TASK OBJECTIVE => Select from the records below every line that has the word "this" in it.

SUPPLIED DATA =>
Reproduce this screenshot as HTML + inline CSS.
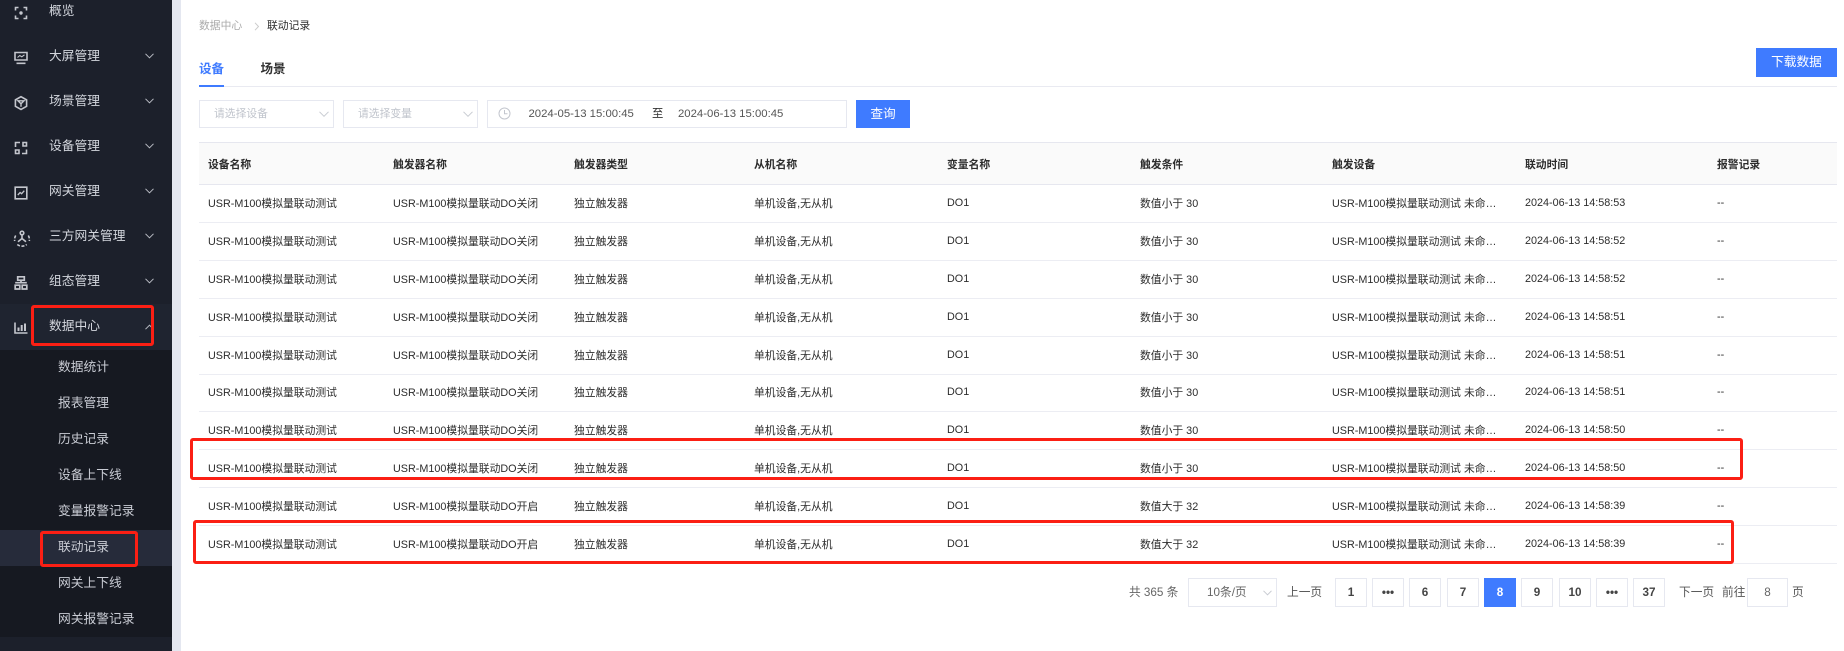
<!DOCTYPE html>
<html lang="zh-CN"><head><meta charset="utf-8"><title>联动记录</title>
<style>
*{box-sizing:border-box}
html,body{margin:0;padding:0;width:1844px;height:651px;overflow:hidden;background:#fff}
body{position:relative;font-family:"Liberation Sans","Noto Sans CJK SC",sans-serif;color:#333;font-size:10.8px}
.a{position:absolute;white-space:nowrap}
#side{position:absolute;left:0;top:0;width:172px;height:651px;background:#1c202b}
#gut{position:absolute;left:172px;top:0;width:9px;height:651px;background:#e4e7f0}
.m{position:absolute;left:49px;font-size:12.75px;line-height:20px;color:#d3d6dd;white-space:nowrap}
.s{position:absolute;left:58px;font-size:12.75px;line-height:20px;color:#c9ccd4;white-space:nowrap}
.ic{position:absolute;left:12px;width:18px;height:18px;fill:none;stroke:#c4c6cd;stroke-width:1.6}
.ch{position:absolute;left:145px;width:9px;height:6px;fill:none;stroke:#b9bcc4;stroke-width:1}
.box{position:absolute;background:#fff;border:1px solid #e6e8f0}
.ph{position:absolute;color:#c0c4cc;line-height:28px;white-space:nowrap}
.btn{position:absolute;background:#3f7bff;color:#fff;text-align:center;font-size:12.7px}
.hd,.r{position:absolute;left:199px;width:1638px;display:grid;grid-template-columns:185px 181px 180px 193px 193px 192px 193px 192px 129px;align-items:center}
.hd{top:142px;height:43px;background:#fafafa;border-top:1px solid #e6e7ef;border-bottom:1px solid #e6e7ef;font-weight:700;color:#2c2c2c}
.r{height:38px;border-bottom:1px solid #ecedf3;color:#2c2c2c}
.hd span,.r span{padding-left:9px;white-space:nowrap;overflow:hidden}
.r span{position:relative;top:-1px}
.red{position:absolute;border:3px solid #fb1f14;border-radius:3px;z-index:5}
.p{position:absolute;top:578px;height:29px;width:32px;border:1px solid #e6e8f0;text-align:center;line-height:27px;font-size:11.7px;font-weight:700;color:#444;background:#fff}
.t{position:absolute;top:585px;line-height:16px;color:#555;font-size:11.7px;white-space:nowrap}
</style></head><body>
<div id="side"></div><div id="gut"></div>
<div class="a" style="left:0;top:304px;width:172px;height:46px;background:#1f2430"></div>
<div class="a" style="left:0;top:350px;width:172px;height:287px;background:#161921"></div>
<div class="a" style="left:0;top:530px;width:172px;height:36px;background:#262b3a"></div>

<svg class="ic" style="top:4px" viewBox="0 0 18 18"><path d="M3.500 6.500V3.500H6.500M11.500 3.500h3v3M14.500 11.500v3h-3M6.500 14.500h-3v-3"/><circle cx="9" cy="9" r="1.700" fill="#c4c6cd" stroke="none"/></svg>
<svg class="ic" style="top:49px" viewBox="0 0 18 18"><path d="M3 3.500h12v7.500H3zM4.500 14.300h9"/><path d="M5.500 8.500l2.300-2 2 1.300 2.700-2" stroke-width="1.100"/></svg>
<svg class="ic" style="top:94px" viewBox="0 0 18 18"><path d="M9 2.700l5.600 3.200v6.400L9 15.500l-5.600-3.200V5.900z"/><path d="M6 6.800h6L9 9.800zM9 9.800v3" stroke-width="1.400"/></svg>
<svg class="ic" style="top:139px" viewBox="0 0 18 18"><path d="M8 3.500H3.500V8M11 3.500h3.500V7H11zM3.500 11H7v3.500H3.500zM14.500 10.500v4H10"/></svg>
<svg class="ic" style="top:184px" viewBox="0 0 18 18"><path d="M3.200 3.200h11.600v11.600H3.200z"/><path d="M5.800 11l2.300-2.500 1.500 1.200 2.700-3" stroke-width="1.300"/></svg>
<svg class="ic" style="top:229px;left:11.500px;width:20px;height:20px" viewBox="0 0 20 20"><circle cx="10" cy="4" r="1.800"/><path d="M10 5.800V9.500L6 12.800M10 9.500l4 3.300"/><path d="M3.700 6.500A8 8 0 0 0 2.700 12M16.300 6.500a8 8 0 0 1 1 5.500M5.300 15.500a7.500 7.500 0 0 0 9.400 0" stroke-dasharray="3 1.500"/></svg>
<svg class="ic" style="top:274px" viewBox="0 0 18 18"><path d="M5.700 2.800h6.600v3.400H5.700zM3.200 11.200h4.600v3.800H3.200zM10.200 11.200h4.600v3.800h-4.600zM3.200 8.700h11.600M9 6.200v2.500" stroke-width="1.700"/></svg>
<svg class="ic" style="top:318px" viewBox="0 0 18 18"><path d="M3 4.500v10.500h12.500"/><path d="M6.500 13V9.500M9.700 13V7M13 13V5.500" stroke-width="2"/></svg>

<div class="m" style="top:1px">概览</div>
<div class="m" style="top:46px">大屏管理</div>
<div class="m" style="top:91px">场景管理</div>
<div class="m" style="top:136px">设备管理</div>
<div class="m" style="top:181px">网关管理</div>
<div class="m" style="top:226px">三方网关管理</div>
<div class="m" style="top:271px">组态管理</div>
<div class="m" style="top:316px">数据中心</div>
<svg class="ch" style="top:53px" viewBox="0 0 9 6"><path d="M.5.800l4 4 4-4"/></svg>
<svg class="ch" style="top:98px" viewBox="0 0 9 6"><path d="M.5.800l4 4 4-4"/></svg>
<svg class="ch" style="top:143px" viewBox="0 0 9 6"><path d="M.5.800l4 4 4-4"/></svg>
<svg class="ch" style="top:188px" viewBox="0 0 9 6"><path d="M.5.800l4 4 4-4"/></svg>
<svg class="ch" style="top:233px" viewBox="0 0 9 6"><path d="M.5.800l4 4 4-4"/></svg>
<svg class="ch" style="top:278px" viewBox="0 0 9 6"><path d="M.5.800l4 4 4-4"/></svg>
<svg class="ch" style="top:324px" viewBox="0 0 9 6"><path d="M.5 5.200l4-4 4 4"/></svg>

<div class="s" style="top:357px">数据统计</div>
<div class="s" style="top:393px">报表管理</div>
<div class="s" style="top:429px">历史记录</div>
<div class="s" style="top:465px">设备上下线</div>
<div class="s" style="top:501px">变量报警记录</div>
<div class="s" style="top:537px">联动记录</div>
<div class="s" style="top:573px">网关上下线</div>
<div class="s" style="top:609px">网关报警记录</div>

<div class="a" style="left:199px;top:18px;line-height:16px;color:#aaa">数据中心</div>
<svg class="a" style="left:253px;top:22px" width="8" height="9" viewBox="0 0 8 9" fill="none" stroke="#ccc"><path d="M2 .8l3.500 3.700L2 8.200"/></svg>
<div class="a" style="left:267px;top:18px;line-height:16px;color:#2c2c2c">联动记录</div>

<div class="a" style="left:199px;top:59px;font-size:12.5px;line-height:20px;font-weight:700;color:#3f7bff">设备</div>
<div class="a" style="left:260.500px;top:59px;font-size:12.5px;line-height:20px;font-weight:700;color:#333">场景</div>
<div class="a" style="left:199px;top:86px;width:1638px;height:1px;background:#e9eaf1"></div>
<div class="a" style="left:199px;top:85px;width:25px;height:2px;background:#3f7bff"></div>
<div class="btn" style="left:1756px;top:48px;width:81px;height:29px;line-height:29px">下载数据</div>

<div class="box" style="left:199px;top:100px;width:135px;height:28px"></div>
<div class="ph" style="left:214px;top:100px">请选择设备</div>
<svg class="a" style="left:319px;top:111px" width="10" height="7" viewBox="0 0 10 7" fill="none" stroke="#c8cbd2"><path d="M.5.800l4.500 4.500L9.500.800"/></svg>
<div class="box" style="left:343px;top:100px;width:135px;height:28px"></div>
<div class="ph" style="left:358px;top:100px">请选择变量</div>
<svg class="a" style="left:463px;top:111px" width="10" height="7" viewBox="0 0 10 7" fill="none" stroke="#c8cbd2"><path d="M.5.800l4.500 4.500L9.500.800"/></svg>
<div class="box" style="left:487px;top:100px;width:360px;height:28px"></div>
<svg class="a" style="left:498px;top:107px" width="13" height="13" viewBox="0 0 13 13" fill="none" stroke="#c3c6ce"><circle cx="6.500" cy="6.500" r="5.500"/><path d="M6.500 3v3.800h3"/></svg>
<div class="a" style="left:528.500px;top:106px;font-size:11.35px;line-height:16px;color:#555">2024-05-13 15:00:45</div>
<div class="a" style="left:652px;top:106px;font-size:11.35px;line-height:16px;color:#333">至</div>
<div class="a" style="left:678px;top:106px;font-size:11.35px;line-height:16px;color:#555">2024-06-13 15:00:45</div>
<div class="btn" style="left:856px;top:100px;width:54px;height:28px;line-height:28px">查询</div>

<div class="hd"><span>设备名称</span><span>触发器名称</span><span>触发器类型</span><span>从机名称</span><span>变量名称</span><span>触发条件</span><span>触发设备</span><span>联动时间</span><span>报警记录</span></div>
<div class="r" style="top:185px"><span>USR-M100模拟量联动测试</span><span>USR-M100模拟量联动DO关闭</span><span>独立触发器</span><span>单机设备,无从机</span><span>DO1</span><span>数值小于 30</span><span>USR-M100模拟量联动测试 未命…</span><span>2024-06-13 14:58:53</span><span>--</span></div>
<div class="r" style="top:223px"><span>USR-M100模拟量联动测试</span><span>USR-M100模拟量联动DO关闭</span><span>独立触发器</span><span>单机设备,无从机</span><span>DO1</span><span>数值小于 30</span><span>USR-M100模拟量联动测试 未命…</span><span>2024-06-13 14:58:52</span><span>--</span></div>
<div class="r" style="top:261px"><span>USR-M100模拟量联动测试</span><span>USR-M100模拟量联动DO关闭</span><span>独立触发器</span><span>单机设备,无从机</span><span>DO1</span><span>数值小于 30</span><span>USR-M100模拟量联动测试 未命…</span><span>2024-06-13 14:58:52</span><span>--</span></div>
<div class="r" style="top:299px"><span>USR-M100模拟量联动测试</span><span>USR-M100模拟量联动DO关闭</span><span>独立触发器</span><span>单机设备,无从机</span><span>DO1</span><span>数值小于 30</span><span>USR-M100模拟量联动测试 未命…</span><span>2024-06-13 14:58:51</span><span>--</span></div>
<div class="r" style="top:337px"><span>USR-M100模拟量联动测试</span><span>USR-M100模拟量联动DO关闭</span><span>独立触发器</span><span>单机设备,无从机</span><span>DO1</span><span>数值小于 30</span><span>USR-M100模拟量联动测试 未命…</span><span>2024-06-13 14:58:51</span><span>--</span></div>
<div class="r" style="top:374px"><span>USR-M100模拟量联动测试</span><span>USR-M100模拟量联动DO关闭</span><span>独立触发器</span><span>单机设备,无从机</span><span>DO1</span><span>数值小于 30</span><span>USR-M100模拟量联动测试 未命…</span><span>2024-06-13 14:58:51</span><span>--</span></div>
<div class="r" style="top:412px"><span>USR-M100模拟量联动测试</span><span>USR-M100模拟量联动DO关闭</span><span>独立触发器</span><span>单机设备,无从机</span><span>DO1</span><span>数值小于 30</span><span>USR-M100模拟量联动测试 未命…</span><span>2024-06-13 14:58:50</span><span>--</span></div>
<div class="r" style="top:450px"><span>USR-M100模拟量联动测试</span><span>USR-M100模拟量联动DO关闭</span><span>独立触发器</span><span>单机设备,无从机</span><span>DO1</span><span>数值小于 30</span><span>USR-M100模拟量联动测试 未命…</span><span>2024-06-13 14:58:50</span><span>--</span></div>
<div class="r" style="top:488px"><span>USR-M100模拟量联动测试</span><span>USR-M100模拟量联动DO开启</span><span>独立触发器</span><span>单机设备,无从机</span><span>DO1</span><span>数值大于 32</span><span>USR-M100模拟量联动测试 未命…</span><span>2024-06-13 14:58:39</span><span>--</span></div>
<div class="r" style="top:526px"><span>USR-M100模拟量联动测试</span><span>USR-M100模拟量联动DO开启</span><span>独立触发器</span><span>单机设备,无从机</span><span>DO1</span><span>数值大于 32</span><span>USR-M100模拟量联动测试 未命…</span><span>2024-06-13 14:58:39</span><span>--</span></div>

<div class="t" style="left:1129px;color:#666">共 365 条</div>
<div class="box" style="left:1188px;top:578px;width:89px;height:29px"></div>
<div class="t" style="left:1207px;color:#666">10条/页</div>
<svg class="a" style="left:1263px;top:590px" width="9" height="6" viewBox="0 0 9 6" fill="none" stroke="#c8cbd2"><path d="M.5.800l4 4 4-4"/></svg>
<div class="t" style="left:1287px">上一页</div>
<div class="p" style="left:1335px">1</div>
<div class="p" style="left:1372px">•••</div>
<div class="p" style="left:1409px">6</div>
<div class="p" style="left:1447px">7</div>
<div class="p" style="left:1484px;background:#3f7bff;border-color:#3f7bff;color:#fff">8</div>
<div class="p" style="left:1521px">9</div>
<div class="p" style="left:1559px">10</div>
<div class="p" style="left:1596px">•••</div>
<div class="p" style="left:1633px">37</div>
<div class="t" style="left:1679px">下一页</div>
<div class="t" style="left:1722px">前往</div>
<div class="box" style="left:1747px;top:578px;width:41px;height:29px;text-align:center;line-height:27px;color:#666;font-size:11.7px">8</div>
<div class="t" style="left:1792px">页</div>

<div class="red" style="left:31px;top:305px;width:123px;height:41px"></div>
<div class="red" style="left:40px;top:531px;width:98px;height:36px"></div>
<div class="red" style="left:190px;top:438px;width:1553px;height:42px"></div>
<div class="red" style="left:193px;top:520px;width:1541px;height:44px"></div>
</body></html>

--

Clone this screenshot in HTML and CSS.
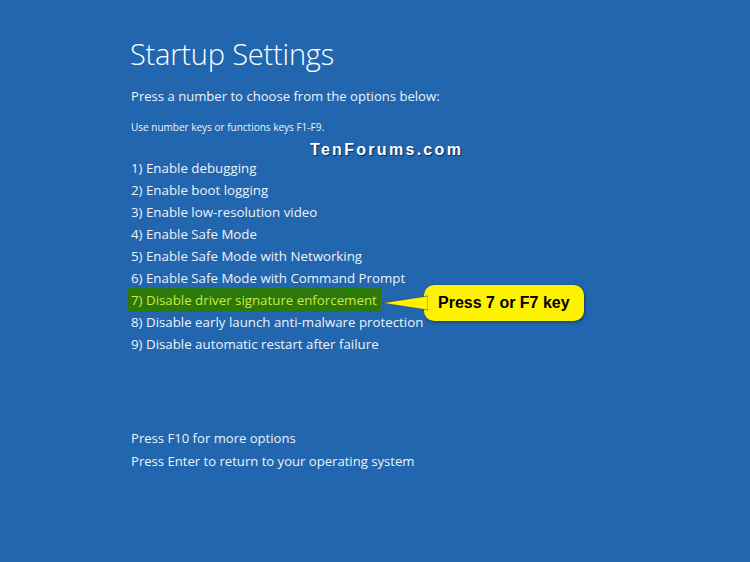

...

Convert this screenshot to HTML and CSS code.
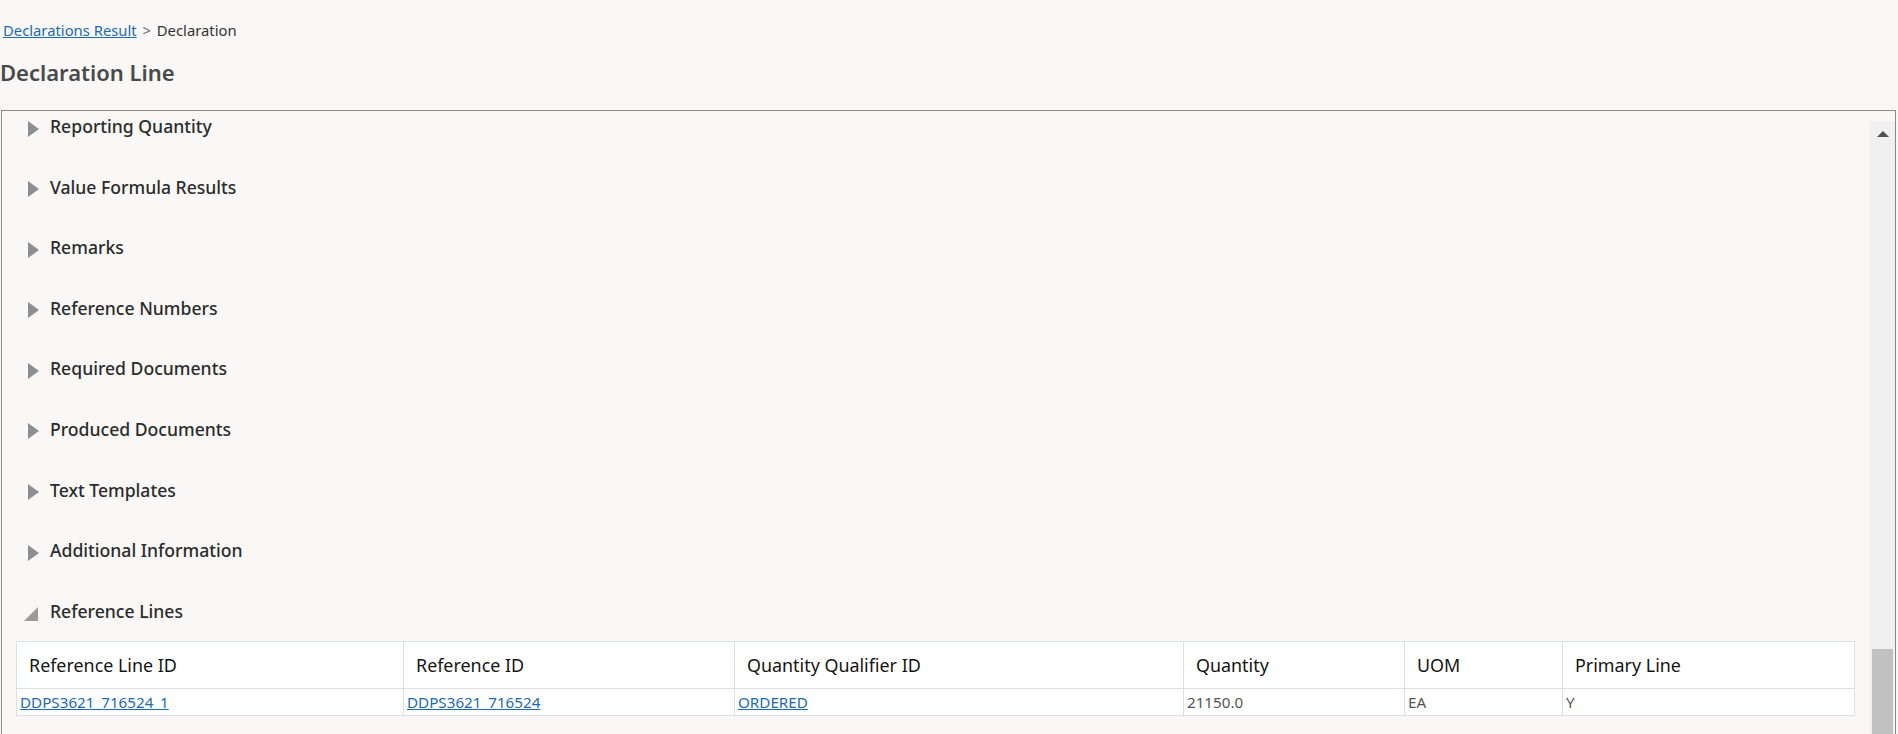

WORKED ANSWER =>
Reproduce this screenshot as HTML + inline CSS.
Clone this screenshot in HTML and CSS.
Convert this screenshot to HTML and CSS code.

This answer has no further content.